As the 40s ended, young Americans were sucked into a vortex of change that made their heads spin. Geographical and social displacement; a gender crisis almost nobody talked about; babies everywhere; exploding college enrollment; a religious revival on the West Coast; labor disputes in the cities; globalization and a heavy tax burden driven by the Marshall Plan’s massive foreign aid; high-tech innovation; economic growth and work, work, work! 
Good Golly Miss Molly those people could work! They threw themselves into the race, steering the engines of war down an economic fast track unmatched on earth. And they relished the fruit of their labors, forsaking their waste-not-want-not past with giddy pleasure. In the 30s, their parents gathered ’round the radio to hear promises of a chicken in every pot and hope for a better day. But these new parents worked overtime to put two cars in the driveway, four pots on the electric range and a television in the living room.
Television—wonder of wonders!
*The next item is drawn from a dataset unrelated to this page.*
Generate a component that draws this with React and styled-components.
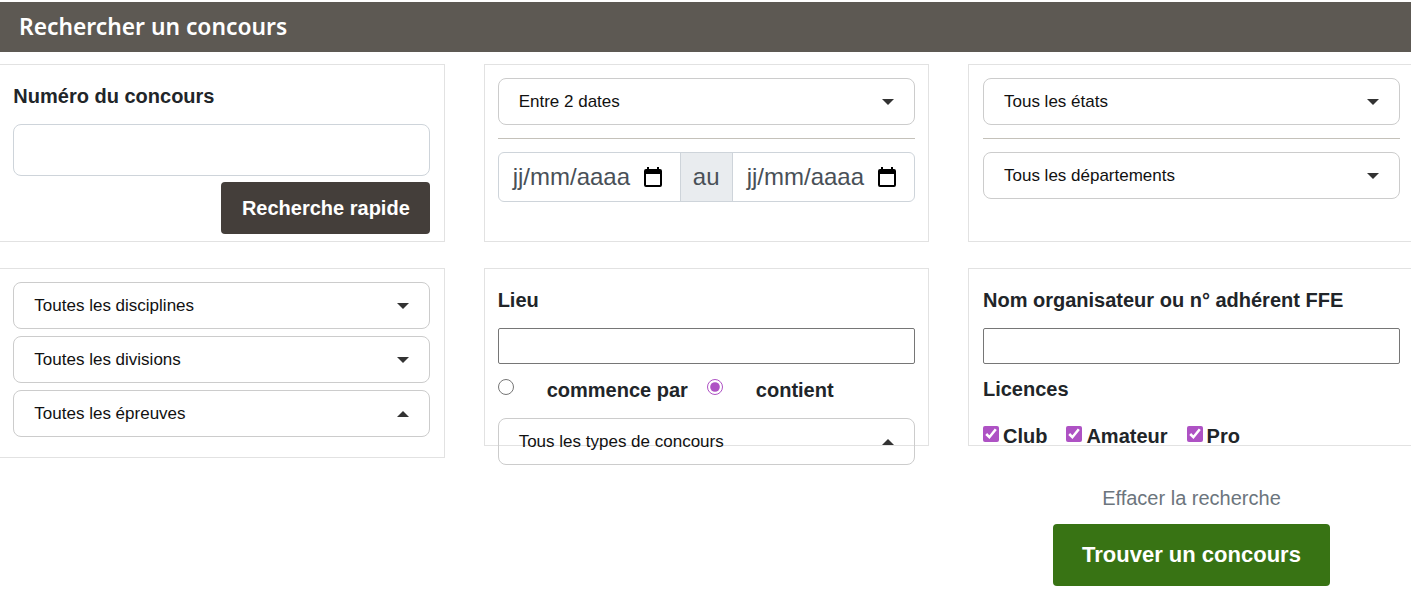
import React from 'react'
import styled, { createGlobalStyle } from 'styled-components'

const GlobalStyle = createGlobalStyle`
  html, body {
    margin: 0;
    padding: 0;
    background: #fff;
    overflow-x: hidden;
  }
  body {
    font-family: "Liberation Sans", Arial, sans-serif;
    color: #212529;
  }
  * {
    box-sizing: border-box;
  }
`

const Page = styled.div`
  width: 1411px;
  height: 604px;
  padding-top: 2px;
  overflow: hidden;
`

const Header = styled.h1`
  margin: 0;
  height: 50px;
  padding: 0 0 2px 19px;
  display: flex;
  align-items: center;
  background: #5d5953;
  color: #fff;
  font-family: "Noto Sans", sans-serif;
  font-size: 22.8px;
  font-weight: 600;
`

const Grid = styled.div`
  display: grid;
  grid-template-columns: repeat(3, 445.67px);
  column-gap: 38.67px;
  row-gap: 26px;
  align-items: start;
  margin: 12px 0 0 -0.67px;
`

const Card = styled.section`
  height: ${props => props.$height}px;
  border: 1px solid #e2e2e2;
  padding: ${props => props.$top || 13}px 14px 0 ${props => props.$left || 13}px;
`

const Label = styled.label`
  display: block;
  font-size: 20px;
  line-height: 24px;
  font-weight: 700;
  color: #212529;
  margin-top: ${props => props.$mt || 0}px;
  margin-bottom: ${props => props.$gap || 16}px;
`

const RoundedInput = styled.input`
  display: block;
  width: 417px;
  height: 52px;
  border: 1px solid #ced4da;
  border-radius: 8px;
  background: #fff;
`

const PlainInput = styled.input`
  display: block;
  width: 417px;
  height: 36px;
  border: 1px solid #767676;
  border-radius: 2px;
  background: #fff;
`

const ButtonRow = styled.div`
  display: flex;
  justify-content: flex-end;
  width: 417px;
  margin-top: 6px;
`

const DarkButton = styled.button`
  width: 209px;
  height: 52px;
  border: none;
  border-radius: 4px;
  background: #443e3a;
  color: #fff;
  font: 700 20px "Liberation Sans", Arial, sans-serif;
`

const SelectBox = styled.div`
  display: flex;
  align-items: center;
  justify-content: space-between;
  width: 417px;
  height: 47px;
  padding: 0 20px;
  border: 1px solid #cccccc;
  border-radius: 8px;
  font-size: 17px;
  color: #111;
`

const Caret = styled.span`
  width: 0;
  height: 0;
  border-left: 6px solid transparent;
  border-right: 6px solid transparent;
  ${props => props.$up
    ? 'border-bottom: 6px solid #333;'
    : 'border-top: 6px solid #333;'}
`

const Divider = styled.hr`
  width: 417px;
  height: 1px;
  margin: 13px 0;
  border: none;
  background: #c4c1ba;
`

const DateGroup = styled.div`
  display: flex;
  width: 417px;
  height: 50px;
  border: 1px solid #ced4da;
  border-radius: 6px;
  overflow: hidden;
`

const DateField = styled.div`
  flex: 1;
  display: flex;
  align-items: center;
  justify-content: space-between;
  padding: 0 15px 0 14px;
  font-size: 24px;
  color: #495057;
`

const DateAddon = styled.div`
  width: 53px;
  display: flex;
  align-items: center;
  justify-content: center;
  background: #e9ecef;
  border-left: 1px solid #ced4da;
  border-right: 1px solid #ced4da;
  font-size: 24px;
  color: #495057;
`

const Stack = styled.div`
  display: flex;
  flex-direction: column;
  gap: 7px;
`

const RadioRow = styled.div`
  display: flex;
  align-items: flex-start;
  margin: 14px 0 16px;
`

const Radio = styled.input`
  width: 16px;
  height: 16px;
  margin: 1px 0 0 0;
  accent-color: #ae52c4;
  flex: none;
`

const RadioText = styled.span`
  margin: 0 19px 0 33px;
  font-size: 20px;
  line-height: 24px;
  font-weight: 700;
`

const CheckRow = styled.div`
  display: flex;
  gap: 19px;
`

const CheckLabel = styled.label`
  display: flex;
  align-items: flex-start;
  gap: 4px;
  font-size: 20px;
  line-height: 24px;
  font-weight: 700;
`

const Check = styled.input`
  width: 16px;
  height: 16px;
  margin: 2px 0 0 0;
  accent-color: #ae52c4;
`

const Footer = styled.div`
  grid-column: 3;
  display: flex;
  flex-direction: column;
  align-items: center;
  width: 447px;
  margin-top: 2px;
`

const ClearLink = styled.a`
  font-size: 20px;
  line-height: 24px;
  color: #6c757d;
  margin-bottom: 14px;
`

const SubmitButton = styled.button`
  width: 277px;
  height: 62px;
  border: none;
  border-radius: 4px;
  background: #387314;
  color: #fff;
  font: 700 22px "Liberation Sans", Arial, sans-serif;
`

const CalendarIcon = () => (
  <svg width='24' height='24' viewBox='0 0 24 24' fill='#000' style={{ flex: 'none' }}>
    <path d='M19 4h-1V2h-2v2H8V2H6v2H5a2 2 0 0 0-2 2v14a2 2 0 0 0 2 2h14a2 2 0 0 0 2-2V6a2 2 0 0 0-2-2zm0 16H5V9h14v11z' />
  </svg>
)

const Select = ({ children, up }) => (
  <SelectBox>
    {children}
    <Caret $up={up} />
  </SelectBox>
)

export default function App () {
  return (
    <Page>
      <GlobalStyle />
      <Header>Rechercher un concours</Header>
      <Grid>
        <Card $height={178} $top={19}>
          <Label>Numéro du concours</Label>
          <RoundedInput type='text' />
          <ButtonRow>
            <DarkButton>Recherche rapide</DarkButton>
          </ButtonRow>
        </Card>

        <Card $height={178}>
          <Select>Entre 2 dates</Select>
          <Divider />
          <DateGroup>
            <DateField>jj/mm/aaaa<CalendarIcon /></DateField>
            <DateAddon>au</DateAddon>
            <DateField>jj/mm/aaaa<CalendarIcon /></DateField>
          </DateGroup>
        </Card>

        <Card $height={178} $left={14}>
          <Select>Tous les états</Select>
          <Divider />
          <Select>Tous les départements</Select>
        </Card>

        <Card $height={190}>
          <Stack>
            <Select>Toutes les disciplines</Select>
            <Select>Toutes les divisions</Select>
            <Select up>Toutes les épreuves</Select>
          </Stack>
        </Card>

        <Card $height={178} $top={19}>
          <Label>Lieu</Label>
          <PlainInput type='text' />
          <RadioRow>
            <Radio type='radio' name='lieu' />
            <RadioText>commence par</RadioText>
            <Radio type='radio' name='lieu' defaultChecked />
            <RadioText>contient</RadioText>
          </RadioRow>
          <Select up>Tous les types de concours</Select>
        </Card>

        <Card $height={178} $top={19} $left={14}>
          <Label>Nom organisateur ou n° adhérent FFE</Label>
          <PlainInput type='text' />
          <Label $mt={13} $gap={23}>Licences</Label>
          <CheckRow>
            <CheckLabel><Check type='checkbox' defaultChecked />Club</CheckLabel>
            <CheckLabel><Check type='checkbox' defaultChecked />Amateur</CheckLabel>
            <CheckLabel><Check type='checkbox' defaultChecked />Pro</CheckLabel>
          </CheckRow>
        </Card>

        <Footer>
          <ClearLink>Effacer la recherche</ClearLink>
          <SubmitButton>Trouver un concours</SubmitButton>
        </Footer>
      </Grid>
    </Page>
  )
}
It was the Saturday Matinee—minus the Milk Duds but with all the comforts of home. Even in the beginning, when the square screens displayed test patterns much of the day, television delivered access to sights and sounds most human beings never expected to see in their own homes. Buffalo Bob and Howdy Doody for the kiddies. Live comedy on Your Show of Shows. Broadway and Hollywood actors on Playhouse 90. And perhaps most wondrous of all, the news.

They were the first human beings to get the news in sounds and pictures. Who would’ve thought it! 15 minutes of today’s news with Douglas Edwards? Unprecedented! To watch the coronation of Queen Elizabeth and sneak out to the kitchen for a glass of iced tea? Mind-boggling! Following Edward R. Murrow right into the homes and offices of celebrities and politicians for realtime, unedited, question-and-answer sessions; watching Murrow smoke that cigarette and ask Paul Newman and Joanne Woodward, Richard Nixon and Joe McCarthy the questions every American wanted to ask. And this was no glossed-over Movie Tone News Reel! Viewers knew Murrow would hold people’s feet to the fire until they gave him an answer or flat-out refused him. Nothing like it, ever, in the history of the world!
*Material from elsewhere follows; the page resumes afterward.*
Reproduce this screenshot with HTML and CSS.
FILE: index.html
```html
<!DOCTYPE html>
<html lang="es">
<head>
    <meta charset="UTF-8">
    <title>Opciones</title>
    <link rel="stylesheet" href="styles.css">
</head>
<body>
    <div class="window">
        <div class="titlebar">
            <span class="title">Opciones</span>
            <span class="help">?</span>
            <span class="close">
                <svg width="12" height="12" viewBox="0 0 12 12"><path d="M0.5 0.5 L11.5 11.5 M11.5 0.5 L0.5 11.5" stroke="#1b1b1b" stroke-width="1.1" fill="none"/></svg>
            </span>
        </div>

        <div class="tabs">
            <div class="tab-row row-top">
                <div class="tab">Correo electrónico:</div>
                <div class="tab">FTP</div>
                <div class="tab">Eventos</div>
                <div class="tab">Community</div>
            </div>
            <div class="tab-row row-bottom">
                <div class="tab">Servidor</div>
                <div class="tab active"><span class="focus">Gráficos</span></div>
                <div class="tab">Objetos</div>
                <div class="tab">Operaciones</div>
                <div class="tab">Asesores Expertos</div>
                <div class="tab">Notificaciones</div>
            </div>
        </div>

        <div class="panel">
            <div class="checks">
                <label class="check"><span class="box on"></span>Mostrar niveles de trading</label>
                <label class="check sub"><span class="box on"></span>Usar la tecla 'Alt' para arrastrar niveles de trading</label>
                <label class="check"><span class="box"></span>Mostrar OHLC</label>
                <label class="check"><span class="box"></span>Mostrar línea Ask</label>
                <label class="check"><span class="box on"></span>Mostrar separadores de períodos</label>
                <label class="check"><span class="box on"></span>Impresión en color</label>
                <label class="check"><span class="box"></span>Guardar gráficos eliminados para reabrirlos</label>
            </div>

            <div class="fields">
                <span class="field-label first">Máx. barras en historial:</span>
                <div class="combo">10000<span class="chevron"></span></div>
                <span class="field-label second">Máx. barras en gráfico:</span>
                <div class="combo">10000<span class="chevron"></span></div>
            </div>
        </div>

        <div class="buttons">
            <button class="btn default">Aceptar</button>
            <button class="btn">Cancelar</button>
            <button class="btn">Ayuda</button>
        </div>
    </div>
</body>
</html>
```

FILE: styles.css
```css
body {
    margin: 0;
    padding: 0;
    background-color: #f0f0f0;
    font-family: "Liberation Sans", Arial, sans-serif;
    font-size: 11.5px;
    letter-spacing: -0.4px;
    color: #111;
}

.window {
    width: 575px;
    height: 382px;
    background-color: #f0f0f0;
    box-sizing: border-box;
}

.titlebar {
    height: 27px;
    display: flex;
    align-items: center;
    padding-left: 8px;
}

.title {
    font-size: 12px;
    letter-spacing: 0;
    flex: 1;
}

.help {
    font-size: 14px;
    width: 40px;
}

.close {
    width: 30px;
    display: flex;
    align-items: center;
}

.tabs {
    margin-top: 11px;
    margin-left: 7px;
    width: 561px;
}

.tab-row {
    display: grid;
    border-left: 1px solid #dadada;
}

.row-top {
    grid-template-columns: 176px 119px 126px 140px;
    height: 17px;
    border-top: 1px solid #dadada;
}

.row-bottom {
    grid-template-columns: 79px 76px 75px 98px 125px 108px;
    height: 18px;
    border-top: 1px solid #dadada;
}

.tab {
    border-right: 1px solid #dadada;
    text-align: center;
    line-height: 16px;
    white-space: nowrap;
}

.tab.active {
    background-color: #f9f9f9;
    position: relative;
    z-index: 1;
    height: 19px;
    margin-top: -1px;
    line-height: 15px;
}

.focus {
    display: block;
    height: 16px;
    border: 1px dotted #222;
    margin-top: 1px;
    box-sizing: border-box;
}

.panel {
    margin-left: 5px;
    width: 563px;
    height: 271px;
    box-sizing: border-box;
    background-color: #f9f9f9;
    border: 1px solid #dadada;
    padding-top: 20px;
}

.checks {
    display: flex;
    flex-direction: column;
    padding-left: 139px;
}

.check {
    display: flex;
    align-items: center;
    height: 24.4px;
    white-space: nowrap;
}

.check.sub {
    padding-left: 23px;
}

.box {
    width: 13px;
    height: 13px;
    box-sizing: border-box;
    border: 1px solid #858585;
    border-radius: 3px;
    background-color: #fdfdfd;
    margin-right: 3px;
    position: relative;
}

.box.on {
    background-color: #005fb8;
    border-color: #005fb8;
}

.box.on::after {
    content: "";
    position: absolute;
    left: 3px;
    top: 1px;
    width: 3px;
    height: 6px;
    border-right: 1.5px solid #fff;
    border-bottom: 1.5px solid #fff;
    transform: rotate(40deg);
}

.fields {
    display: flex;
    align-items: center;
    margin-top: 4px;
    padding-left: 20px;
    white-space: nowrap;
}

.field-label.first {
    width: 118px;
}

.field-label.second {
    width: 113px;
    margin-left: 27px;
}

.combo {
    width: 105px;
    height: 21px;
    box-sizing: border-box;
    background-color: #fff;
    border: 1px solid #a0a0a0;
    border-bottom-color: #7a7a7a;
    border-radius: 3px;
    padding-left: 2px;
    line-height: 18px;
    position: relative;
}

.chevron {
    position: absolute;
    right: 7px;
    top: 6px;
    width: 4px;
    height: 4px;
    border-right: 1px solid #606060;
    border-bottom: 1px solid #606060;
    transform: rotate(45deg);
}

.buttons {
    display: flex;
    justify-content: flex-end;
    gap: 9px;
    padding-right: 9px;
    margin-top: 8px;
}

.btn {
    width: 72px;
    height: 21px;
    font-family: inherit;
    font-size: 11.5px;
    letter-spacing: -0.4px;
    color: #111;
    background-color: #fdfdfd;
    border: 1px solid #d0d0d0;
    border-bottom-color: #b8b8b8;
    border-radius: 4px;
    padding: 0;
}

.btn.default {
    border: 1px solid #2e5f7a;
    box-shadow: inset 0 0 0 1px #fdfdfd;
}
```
The generations just before us were there when it happened. Boomers happened to be there too, born into the moment. But our parents were there when everything changed.
Television was the great equalizer. Television was the fire circle—the place where the tribe gathered to hear stories about the world. Anyone could know anything, regardless of race, creed, color, gender, education or age. Anyone could know anything! This was why they fought the war and they hadn’t even known it. This was the world made safe for democracy—freedom of information right now, without leaving home.
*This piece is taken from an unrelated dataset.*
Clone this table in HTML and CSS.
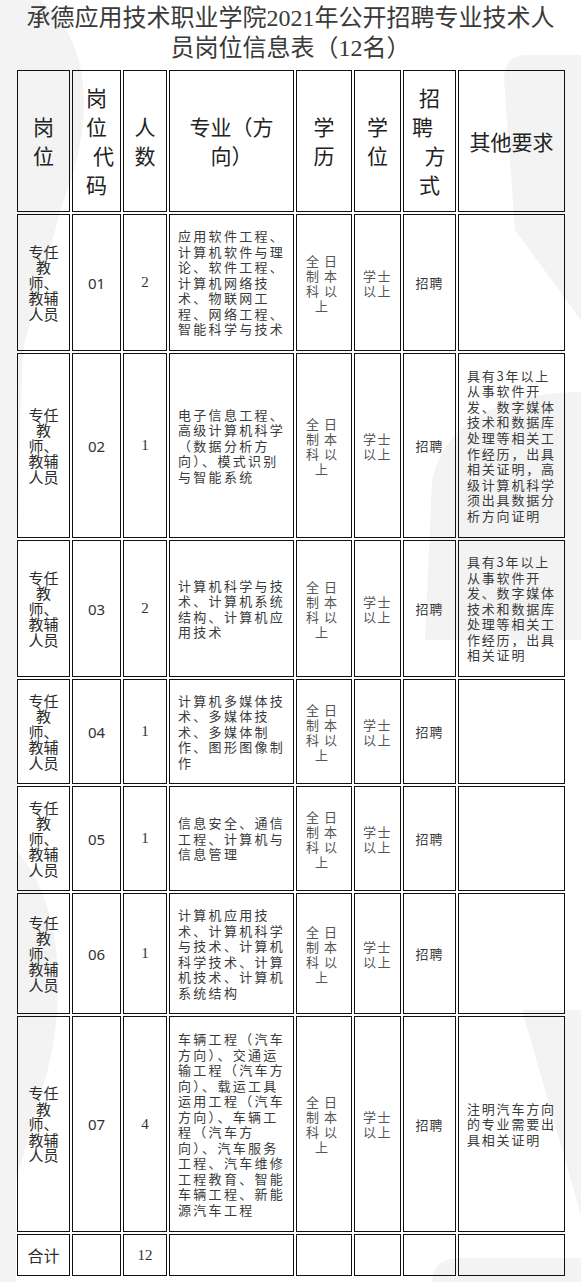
FILE: index.html
```html
<!DOCTYPE html>
<html lang="zh-CN">
<head>
<meta charset="utf-8">
<title>承德应用技术职业学院2021年公开招聘专业技术人员岗位信息表</title>
<link rel="stylesheet" href="styles.css">
</head>
<body>
<div class="watermark" aria-hidden="true">
  <svg width="581" height="1282" viewBox="0 0 581 1282">
    <path class="wm" d="M0 0 H40 C92 40 96 120 62 205 L24 345 C18 420 16 600 16 1282 H0 Z"/>
    <path class="wm" d="M16 850 C62 900 70 1000 42 1090 L16 1180 Z"/>
    <path class="wm" d="M581 55 H526 Q504 55 504 80 L515 230 L581 320 Z"/>
    <path class="wm" d="M581 392 C505 392 445 420 432 480 L425 640 L581 640 Z"/>
    <path class="wm" d="M522 1010 L581 1010 L581 1215 Z"/>
    <path class="wm" d="M581 1258 H462 Q432 1258 432 1282 H581 Z"/>
  </svg>
</div>

<h1 class="title">承德应用技术职业学院2021年公开招聘专业技术人<br>员岗位信息表（12名）</h1>

<div class="sheet">
  <div class="cell hd"><div>岗<br>位</div></div>
  <div class="cell hd"><div>岗<br>位<br><span class="sh-r">代</span><br>码</div></div>
  <div class="cell hd"><div>人<br>数</div></div>
  <div class="cell hd"><div>专业（方<br>向）</div></div>
  <div class="cell hd"><div>学<br>历</div></div>
  <div class="cell hd"><div>学<br>位</div></div>
  <div class="cell hd"><div>招<br><span class="sh-l">聘</span><br><span class="sh-r2">方</span><br>式</div></div>
  <div class="cell hd"><div>其他要求</div></div>

  <div class="cell pos"><div>专任<br>教<br>师、<br>教辅<br>人员</div></div>
  <div class="cell code">01</div>
  <div class="cell num">2</div>
  <div class="cell major"><div>应用软件工程、<br>计算机软件与理<br>论、软件工程、<br>计算机网络技<br>术、物联网工<br>程、网络工程、<br>智能科学与技术</div></div>
  <div class="cell edu"><div>全日<br>制本<br>科以<br>上</div></div>
  <div class="cell deg"><div>学士<br>以上</div></div>
  <div class="cell way">招聘</div>
  <div class="cell req"></div>

  <div class="cell pos"><div>专任<br>教<br>师、<br>教辅<br>人员</div></div>
  <div class="cell code">02</div>
  <div class="cell num">1</div>
  <div class="cell major"><div>电子信息工程、<br>高级计算机科学<br>（数据分析方<br>向）、模式识别<br>与智能系统</div></div>
  <div class="cell edu"><div>全日<br>制本<br>科以<br>上</div></div>
  <div class="cell deg"><div>学士<br>以上</div></div>
  <div class="cell way">招聘</div>
  <div class="cell req"><div>具有3年以上<br>从事软件开<br>发、数字媒体<br>技术和数据库<br>处理等相关工<br>作经历，出具<br>相关证明，高<br>级计算机科学<br>须出具数据分<br>析方向证明</div></div>

  <div class="cell pos"><div>专任<br>教<br>师、<br>教辅<br>人员</div></div>
  <div class="cell code">03</div>
  <div class="cell num">2</div>
  <div class="cell major"><div>计算机科学与技<br>术、计算机系统<br>结构、计算机应<br>用技术</div></div>
  <div class="cell edu"><div>全日<br>制本<br>科以<br>上</div></div>
  <div class="cell deg"><div>学士<br>以上</div></div>
  <div class="cell way">招聘</div>
  <div class="cell req"><div>具有3年以上<br>从事软件开<br>发、数字媒体<br>技术和数据库<br>处理等相关工<br>作经历，出具<br>相关证明</div></div>

  <div class="cell pos"><div>专任<br>教<br>师、<br>教辅<br>人员</div></div>
  <div class="cell code">04</div>
  <div class="cell num">1</div>
  <div class="cell major"><div>计算机多媒体技<br>术、多媒体技<br>术、多媒体制<br>作、图形图像制<br>作</div></div>
  <div class="cell edu"><div>全日<br>制本<br>科以<br>上</div></div>
  <div class="cell deg"><div>学士<br>以上</div></div>
  <div class="cell way">招聘</div>
  <div class="cell req"></div>

  <div class="cell pos"><div>专任<br>教<br>师、<br>教辅<br>人员</div></div>
  <div class="cell code">05</div>
  <div class="cell num">1</div>
  <div class="cell major"><div>信息安全、通信<br>工程、计算机与<br>信息管理</div></div>
  <div class="cell edu"><div>全日<br>制本<br>科以<br>上</div></div>
  <div class="cell deg"><div>学士<br>以上</div></div>
  <div class="cell way">招聘</div>
  <div class="cell req"></div>

  <div class="cell pos"><div>专任<br>教<br>师、<br>教辅<br>人员</div></div>
  <div class="cell code">06</div>
  <div class="cell num">1</div>
  <div class="cell major"><div>计算机应用技<br>术、计算机科学<br>与技术、计算机<br>科学技术、计算<br>机技术、计算机<br>系统结构</div></div>
  <div class="cell edu"><div>全日<br>制本<br>科以<br>上</div></div>
  <div class="cell deg"><div>学士<br>以上</div></div>
  <div class="cell way">招聘</div>
  <div class="cell req"></div>

  <div class="cell pos"><div>专任<br>教<br>师、<br>教辅<br>人员</div></div>
  <div class="cell code">07</div>
  <div class="cell num">4</div>
  <div class="cell major"><div>车辆工程（汽车<br>方向）、交通运<br>输工程（汽车方<br>向）、载运工具<br>运用工程（汽车<br>方向）、车辆工<br>程（汽车方<br>向）、汽车服务<br>工程、汽车维修<br>工程教育、智能<br>车辆工程、新能<br>源汽车工程</div></div>
  <div class="cell edu"><div>全日<br>制本<br>科以<br>上</div></div>
  <div class="cell deg"><div>学士<br>以上</div></div>
  <div class="cell way">招聘</div>
  <div class="cell req"><div>注明汽车方向<br>的专业需要出<br>具相关证明</div></div>

  <div class="cell total">合计</div>
  <div class="cell"></div>
  <div class="cell num">12</div>
  <div class="cell"></div>
  <div class="cell"></div>
  <div class="cell"></div>
  <div class="cell"></div>
  <div class="cell"></div>
</div>
</body>
</html>
```

FILE: styles.css
```css
html, body {
  margin: 0;
  padding: 0;
  background: #ffffff;
}

body {
  position: relative;
  width: 581px;
  min-height: 1282px;
  font-family: "Noto Sans CJK SC", sans-serif;
  color: #333333;
}

.watermark {
  position: absolute;
  left: 0;
  top: 0;
  width: 581px;
  height: 1282px;
  z-index: 0;
  overflow: hidden;
}

.watermark svg {
  display: block;
}

.wm {
  fill: #f3f3f3;
}

.title {
  position: relative;
  z-index: 1;
  margin: 0;
  padding-top: 3px;
  height: 64px;
  font-family: "Liberation Serif", "Noto Sans CJK SC", serif;
  font-weight: 400;
  font-size: 24px;
  line-height: 30px;
  text-align: center;
  color: #3a3a3a;
}

.sheet {
  position: relative;
  z-index: 1;
  margin: 3px 0 0 17px;
  display: grid;
  grid-template-columns: 53px 49px 44px 125px 56px 47px 53px 107px;
  grid-template-rows: 142px 137px 185px 137px 105px 105px 121px 216px 42px;
  gap: 2px;
  width: max-content;
}

.cell {
  box-sizing: border-box;
  border: 1px solid #111111;
  display: flex;
  align-items: center;
  justify-content: center;
  text-align: center;
  color: #333333;
}

.hd {
  font-size: 21px;
  line-height: 29px;
  color: #222222;
}

.sh-r { padding-left: 14px; }
.sh-l { padding-right: 14px; }
.sh-r2 { padding-left: 11px; }

.pos {
  font-size: 15px;
  line-height: 15.5px;
  color: #2b2b2b;
}

.code {
  font-family: "Noto Sans", sans-serif;
  font-size: 15px;
  color: #333333;
}

.num {
  font-family: "Liberation Serif", serif;
  font-size: 15px;
  color: #333333;
}

.major {
  justify-content: flex-start;
  text-align: left;
  padding-left: 8px;
  font-size: 13px;
  line-height: 15.5px;
  letter-spacing: 2.3px;
  white-space: nowrap;
  color: #3a3a3a;
}

.edu {
  font-size: 13px;
  line-height: 15px;
  letter-spacing: 5px;
  color: #555555;
}

.deg {
  font-size: 13px;
  line-height: 15px;
  letter-spacing: 1.5px;
  color: #555555;
}

.way {
  font-size: 13px;
  letter-spacing: 1px;
  color: #3a3a3a;
}

.req {
  justify-content: flex-start;
  text-align: left;
  padding-left: 8px;
  font-size: 13px;
  line-height: 15.6px;
  letter-spacing: 1.8px;
  white-space: nowrap;
  color: #3a3a3a;
}

.total {
  font-size: 16px;
  color: #2b2b2b;
}
```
And the pictures didn’t lie. Paul and Joanne were fabulously happy—anyone could see it. Joseph McCarthy was hard and ambitious—who could miss it? And Richard Nixon looked, frankly, shifty. 
Much has been made of the fact that Baby Boomers were the first generation to grow up with television. But that doesn’t mean television’s impact is unique to Boomers. In fact, television is a transparent technology to Boomers. Turn it on and it works, much as it always has. Boomers hardly ever thought about television; it was a given. Oh, the NBC Peacock in living color was a nice upgrade. And remote control. And cable. But these are extensions to television; improvements on the design. It was the parents and grandparents of Boomers who had the singular experience of seeing TV for the first time.

In the early 1950’s, Japan’s leading electronics executive said…“the Japanese simply do not have the money to buy television sets.” Two years later television penetration in Japan was almost as high as it was in the U.S. …They simply moved more and more of their disposable income to TV because it gave them access to a world from which they had been isolated for centuries. It was not a product but a whole new way of life. ~ Peter Drucker in Forbes, 10.5.98, p. 170

Innovation and technology are like that: wonderful for quite a while before becoming ordinary and then transparent. Electric lights and telephones have been transparent for a century. But light switches extended my grandfather’s productive hours into the night and changed his life. Telephones extended my grandmother’s capacity to talk with relatives a hundred miles away when a hundred miles really meant something. By the time my parents came along, electric lights and telephones were no big deal; they just were. But television! It was a long time before television became transparent.
Among other things, TV raised the bar for keeping up with the Joneses. With a flicker of phosphorescent light, the Joneses weren’t just next door. They were also in Omaha and San Francisco. Or maybe it’s more useful to say the Joneses of Omaha and San Francisco were suddenly as close as the ones next door.
It was a big deal; seeing all those Joneses—how they lived, what they drove and wore; hearing what they thought and how they voted. In a snap, our parents entered a national conversation on everything from dish soap to Cold War politics with equal intensity. Actually, that may not be true. Sometimes the dish soap discussion was considerably more shrill.
Technology ... global trade ... these days we hold these things to be self-evident. We take them for granted and always have because, for us, they’ve always been there. Getting our attention these days is not easy. We’ve seen and heard so much. But not that long ago television was the biggest thing anybody ever saw—a space-age miracle, a window on the world, a time machine. Television stopped American adults in their tracks. TV changed everything. 
Meanwhile the kids were starting to get in trouble and no one even noticed.